PROBLEM DETAILS:
Search the material for the string "styles" and copy each line where it occurs.

PROVIDED DATA:
□ □ □
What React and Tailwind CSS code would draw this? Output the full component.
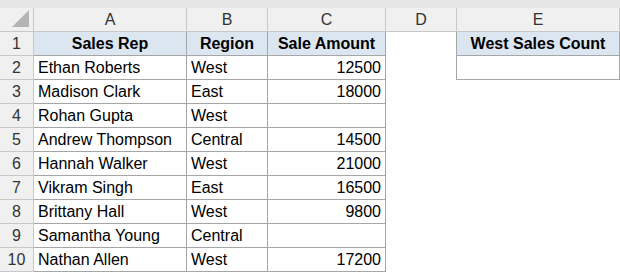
□ □ □
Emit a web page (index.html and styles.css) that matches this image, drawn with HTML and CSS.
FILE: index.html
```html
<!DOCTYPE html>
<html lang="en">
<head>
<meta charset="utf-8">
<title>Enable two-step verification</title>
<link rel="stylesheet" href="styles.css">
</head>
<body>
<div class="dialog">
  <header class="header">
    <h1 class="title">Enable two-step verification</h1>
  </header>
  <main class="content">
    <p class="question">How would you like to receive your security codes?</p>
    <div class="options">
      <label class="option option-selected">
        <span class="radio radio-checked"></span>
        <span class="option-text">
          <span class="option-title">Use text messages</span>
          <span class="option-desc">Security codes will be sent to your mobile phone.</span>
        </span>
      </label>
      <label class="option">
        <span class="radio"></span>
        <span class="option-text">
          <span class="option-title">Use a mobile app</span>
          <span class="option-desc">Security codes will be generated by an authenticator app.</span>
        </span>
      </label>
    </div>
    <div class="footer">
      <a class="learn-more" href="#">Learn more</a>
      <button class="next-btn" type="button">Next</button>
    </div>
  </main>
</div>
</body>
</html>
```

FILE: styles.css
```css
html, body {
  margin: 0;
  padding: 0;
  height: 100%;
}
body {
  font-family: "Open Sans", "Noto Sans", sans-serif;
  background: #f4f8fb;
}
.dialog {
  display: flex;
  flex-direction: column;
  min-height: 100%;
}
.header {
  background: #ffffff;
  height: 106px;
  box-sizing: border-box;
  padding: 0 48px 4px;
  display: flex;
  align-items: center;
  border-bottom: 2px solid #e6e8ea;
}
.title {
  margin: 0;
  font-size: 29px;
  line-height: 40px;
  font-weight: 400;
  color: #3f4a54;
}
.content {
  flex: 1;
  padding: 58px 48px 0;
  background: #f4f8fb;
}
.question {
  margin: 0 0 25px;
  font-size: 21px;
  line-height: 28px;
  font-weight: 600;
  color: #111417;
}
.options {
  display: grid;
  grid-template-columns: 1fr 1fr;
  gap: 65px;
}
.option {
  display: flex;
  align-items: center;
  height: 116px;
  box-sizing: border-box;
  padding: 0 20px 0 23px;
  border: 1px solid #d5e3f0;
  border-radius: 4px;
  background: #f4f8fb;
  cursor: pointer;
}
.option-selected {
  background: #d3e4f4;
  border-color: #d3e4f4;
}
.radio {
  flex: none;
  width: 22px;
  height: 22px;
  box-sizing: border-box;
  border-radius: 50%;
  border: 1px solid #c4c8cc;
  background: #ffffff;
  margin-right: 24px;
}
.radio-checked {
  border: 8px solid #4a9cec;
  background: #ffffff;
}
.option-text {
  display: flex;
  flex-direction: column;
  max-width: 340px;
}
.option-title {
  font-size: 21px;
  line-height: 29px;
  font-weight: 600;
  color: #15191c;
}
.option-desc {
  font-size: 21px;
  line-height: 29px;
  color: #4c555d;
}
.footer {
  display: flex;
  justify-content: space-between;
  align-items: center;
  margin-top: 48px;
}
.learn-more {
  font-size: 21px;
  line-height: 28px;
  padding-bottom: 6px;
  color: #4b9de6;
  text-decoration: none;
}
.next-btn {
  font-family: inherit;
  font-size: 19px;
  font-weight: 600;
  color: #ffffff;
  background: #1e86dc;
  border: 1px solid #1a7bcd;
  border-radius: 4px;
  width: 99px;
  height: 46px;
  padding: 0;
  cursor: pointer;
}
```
□ □ □
TASK ANSWER:
Emit a web page (index.html and styles.css) that matches this image, drawn with HTML and CSS.
<link rel="stylesheet" href="styles.css">
FILE: styles.css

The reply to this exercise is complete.